## To do
Take from the listing each line that has the string "styles".
+===+
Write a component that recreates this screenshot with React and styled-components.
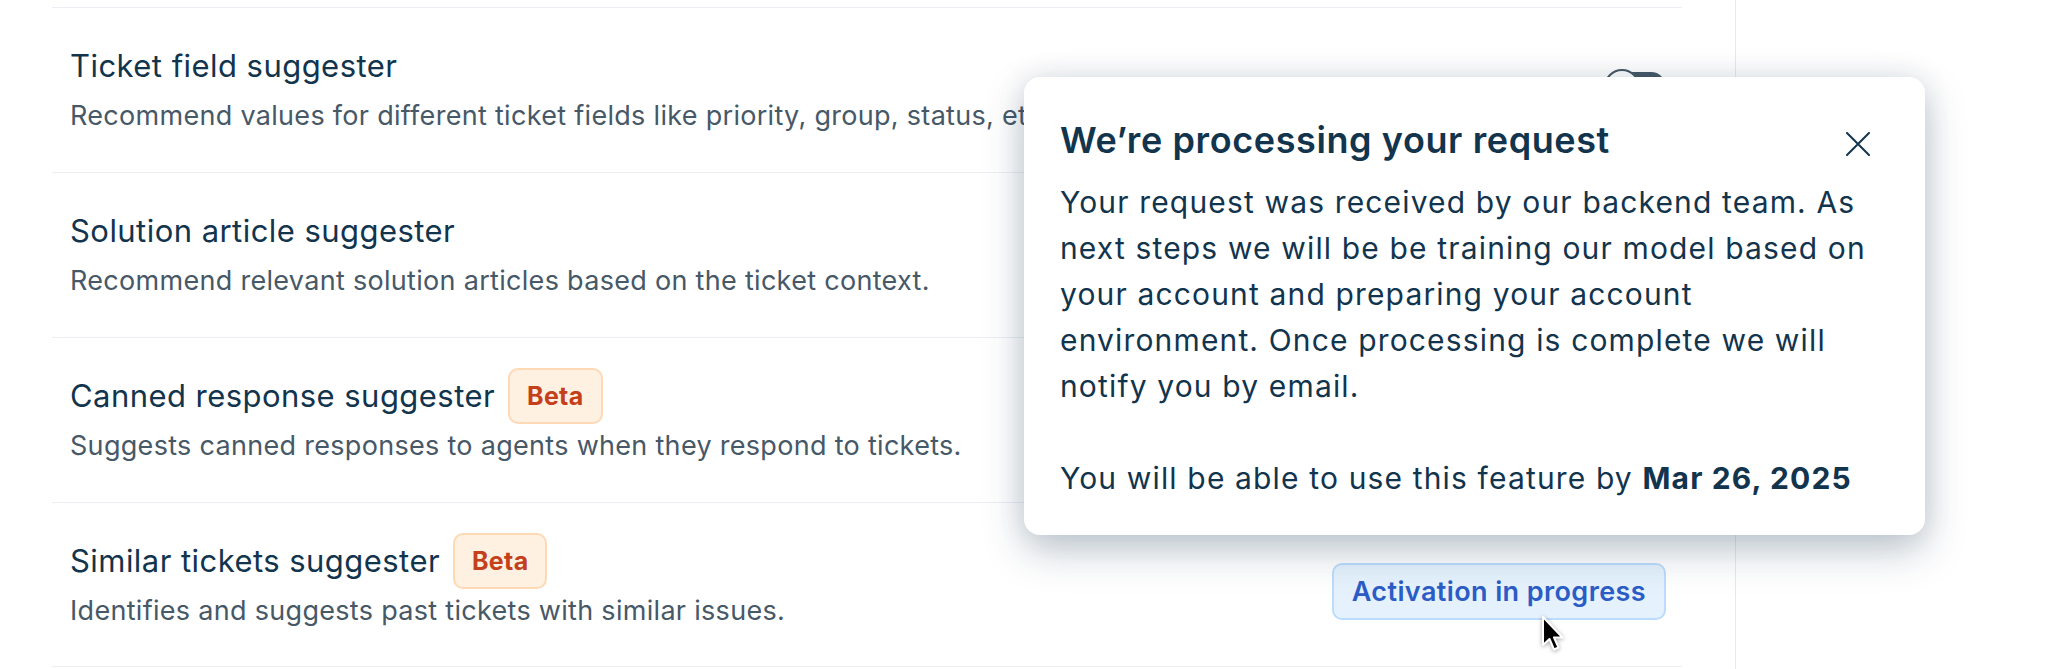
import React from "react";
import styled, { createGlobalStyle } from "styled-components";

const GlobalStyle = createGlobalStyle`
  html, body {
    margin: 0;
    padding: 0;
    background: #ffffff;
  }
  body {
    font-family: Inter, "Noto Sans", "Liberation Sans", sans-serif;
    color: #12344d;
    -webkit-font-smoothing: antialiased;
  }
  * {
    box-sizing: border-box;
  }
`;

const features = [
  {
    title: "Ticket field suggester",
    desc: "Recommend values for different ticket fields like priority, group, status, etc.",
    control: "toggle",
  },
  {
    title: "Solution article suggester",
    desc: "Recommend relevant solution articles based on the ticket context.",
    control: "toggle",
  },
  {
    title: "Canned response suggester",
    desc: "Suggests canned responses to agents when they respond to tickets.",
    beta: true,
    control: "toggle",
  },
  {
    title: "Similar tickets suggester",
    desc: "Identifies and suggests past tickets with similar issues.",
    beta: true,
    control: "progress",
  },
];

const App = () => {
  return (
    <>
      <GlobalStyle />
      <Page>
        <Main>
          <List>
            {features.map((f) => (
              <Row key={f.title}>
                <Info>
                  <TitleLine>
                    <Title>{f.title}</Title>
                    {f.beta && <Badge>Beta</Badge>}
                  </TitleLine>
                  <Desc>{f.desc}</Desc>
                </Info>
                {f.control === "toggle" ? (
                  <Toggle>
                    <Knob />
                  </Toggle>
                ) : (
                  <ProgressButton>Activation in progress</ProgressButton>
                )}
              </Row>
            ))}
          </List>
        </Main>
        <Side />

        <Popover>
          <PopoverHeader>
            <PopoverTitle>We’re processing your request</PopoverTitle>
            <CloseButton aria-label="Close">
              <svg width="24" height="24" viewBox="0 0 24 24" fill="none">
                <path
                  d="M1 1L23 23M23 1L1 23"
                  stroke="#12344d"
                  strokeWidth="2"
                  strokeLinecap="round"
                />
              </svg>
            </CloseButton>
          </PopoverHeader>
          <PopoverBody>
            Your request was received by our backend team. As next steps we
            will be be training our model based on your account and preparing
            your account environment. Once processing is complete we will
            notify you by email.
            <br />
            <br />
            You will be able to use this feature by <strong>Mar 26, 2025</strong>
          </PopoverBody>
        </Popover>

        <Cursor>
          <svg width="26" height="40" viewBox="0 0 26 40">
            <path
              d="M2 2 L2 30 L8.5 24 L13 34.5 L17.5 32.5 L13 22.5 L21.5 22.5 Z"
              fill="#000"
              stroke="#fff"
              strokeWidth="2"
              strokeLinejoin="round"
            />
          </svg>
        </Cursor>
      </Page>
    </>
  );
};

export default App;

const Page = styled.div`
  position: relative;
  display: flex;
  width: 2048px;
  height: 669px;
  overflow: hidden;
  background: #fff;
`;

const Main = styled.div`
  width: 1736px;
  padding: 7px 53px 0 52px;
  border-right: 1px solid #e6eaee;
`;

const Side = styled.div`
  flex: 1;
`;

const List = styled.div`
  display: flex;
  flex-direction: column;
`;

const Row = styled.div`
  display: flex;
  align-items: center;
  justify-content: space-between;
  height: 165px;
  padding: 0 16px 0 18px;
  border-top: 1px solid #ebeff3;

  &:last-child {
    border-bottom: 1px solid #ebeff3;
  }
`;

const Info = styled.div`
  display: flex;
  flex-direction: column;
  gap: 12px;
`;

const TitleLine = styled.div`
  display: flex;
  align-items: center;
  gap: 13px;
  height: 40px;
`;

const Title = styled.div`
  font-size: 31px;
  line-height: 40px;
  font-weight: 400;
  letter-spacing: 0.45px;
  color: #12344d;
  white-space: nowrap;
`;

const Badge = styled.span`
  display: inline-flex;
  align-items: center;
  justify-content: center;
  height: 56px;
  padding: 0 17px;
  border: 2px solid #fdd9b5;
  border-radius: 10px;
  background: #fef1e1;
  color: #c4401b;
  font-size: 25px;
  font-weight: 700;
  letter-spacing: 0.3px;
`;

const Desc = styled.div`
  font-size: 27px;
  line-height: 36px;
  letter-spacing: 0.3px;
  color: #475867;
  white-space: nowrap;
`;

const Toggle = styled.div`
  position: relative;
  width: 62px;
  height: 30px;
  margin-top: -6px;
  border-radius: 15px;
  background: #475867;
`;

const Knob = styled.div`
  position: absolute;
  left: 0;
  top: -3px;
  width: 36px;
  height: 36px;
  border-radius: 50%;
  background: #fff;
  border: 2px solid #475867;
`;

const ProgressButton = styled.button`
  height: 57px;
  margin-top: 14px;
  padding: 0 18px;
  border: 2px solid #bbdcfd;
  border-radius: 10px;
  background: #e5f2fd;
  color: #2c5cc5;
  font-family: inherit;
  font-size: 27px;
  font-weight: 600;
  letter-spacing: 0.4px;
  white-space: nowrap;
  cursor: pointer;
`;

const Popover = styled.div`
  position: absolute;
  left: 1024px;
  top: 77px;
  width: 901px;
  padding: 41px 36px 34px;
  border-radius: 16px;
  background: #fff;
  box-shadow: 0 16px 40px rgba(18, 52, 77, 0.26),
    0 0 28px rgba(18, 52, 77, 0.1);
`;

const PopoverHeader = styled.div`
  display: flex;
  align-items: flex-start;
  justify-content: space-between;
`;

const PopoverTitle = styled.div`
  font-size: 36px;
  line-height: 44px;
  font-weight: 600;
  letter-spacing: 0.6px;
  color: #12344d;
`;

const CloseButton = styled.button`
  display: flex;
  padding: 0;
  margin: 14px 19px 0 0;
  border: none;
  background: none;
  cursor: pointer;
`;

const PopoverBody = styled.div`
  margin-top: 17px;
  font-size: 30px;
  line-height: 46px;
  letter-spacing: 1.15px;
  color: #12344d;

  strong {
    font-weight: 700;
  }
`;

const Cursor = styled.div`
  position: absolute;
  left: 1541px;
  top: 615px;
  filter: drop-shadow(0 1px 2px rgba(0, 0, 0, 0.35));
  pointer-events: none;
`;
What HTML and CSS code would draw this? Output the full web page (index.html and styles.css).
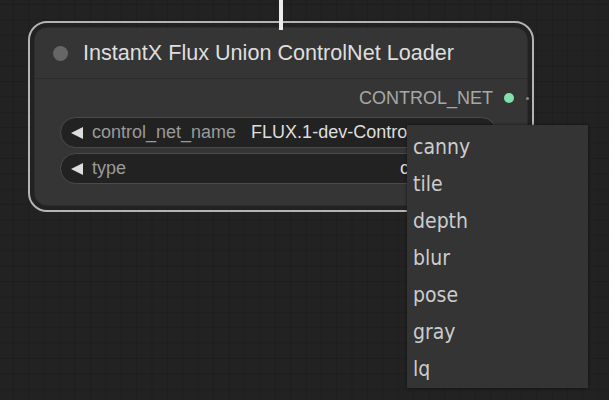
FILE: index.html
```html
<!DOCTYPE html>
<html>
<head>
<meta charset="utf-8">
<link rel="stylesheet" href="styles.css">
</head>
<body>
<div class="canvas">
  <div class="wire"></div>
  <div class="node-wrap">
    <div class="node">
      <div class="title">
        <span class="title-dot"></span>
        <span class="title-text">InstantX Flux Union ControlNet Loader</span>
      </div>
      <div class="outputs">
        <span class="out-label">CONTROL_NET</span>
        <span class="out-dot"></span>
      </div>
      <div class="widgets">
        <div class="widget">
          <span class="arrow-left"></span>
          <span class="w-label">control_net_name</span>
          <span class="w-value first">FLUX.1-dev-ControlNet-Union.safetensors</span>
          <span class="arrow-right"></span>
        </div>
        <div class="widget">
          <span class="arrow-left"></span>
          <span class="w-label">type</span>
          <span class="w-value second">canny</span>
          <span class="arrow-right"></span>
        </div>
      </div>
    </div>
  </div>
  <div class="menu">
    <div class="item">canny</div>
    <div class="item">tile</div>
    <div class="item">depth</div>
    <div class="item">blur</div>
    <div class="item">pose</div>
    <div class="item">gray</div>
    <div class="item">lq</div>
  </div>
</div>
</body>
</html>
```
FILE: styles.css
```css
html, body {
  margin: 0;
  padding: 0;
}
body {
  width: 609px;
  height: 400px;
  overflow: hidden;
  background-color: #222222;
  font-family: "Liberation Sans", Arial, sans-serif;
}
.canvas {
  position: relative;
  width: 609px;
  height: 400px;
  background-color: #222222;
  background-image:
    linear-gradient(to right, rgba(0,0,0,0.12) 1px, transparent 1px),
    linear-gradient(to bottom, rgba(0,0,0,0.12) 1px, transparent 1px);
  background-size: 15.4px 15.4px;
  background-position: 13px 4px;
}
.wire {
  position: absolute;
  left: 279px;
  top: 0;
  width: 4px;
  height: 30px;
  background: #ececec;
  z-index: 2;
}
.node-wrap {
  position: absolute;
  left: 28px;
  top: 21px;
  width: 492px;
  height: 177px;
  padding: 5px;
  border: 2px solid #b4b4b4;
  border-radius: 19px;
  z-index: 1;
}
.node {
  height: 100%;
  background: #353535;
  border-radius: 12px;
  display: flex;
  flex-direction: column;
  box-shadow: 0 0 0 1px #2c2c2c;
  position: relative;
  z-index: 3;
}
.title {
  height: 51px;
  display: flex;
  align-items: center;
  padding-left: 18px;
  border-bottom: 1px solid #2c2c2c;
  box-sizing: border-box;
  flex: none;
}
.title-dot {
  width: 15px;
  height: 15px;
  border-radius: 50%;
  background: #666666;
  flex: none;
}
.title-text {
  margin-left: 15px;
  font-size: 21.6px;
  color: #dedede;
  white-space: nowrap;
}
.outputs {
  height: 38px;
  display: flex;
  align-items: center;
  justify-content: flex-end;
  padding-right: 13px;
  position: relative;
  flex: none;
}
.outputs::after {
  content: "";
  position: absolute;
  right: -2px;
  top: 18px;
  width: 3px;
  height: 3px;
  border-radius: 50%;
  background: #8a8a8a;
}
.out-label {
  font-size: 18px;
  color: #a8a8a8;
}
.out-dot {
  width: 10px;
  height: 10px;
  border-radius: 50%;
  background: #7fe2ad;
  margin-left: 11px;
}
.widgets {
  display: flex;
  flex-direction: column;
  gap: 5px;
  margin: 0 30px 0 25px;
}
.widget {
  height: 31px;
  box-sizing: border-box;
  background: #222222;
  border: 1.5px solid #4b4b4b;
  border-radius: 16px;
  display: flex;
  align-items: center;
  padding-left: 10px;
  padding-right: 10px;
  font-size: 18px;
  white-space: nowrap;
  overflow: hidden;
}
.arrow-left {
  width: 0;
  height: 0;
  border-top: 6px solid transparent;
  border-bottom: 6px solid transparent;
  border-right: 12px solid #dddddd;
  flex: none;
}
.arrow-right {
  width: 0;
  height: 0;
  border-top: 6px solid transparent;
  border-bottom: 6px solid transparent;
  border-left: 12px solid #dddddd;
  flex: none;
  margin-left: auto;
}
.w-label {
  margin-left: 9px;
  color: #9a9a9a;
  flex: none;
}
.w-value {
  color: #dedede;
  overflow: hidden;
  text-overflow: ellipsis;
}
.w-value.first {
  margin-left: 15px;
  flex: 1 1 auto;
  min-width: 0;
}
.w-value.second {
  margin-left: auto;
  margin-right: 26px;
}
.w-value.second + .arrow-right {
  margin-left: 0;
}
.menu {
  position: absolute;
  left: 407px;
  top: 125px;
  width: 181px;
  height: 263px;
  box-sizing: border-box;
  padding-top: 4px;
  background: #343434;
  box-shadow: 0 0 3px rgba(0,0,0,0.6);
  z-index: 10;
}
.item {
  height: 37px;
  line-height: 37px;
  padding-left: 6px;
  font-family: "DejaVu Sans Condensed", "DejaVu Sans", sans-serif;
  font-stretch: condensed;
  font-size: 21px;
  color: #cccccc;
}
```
+===+
## Final answer
What HTML and CSS code would draw this? Output the full web page (index.html and styles.css).
<link rel="stylesheet" href="styles.css">
FILE: styles.css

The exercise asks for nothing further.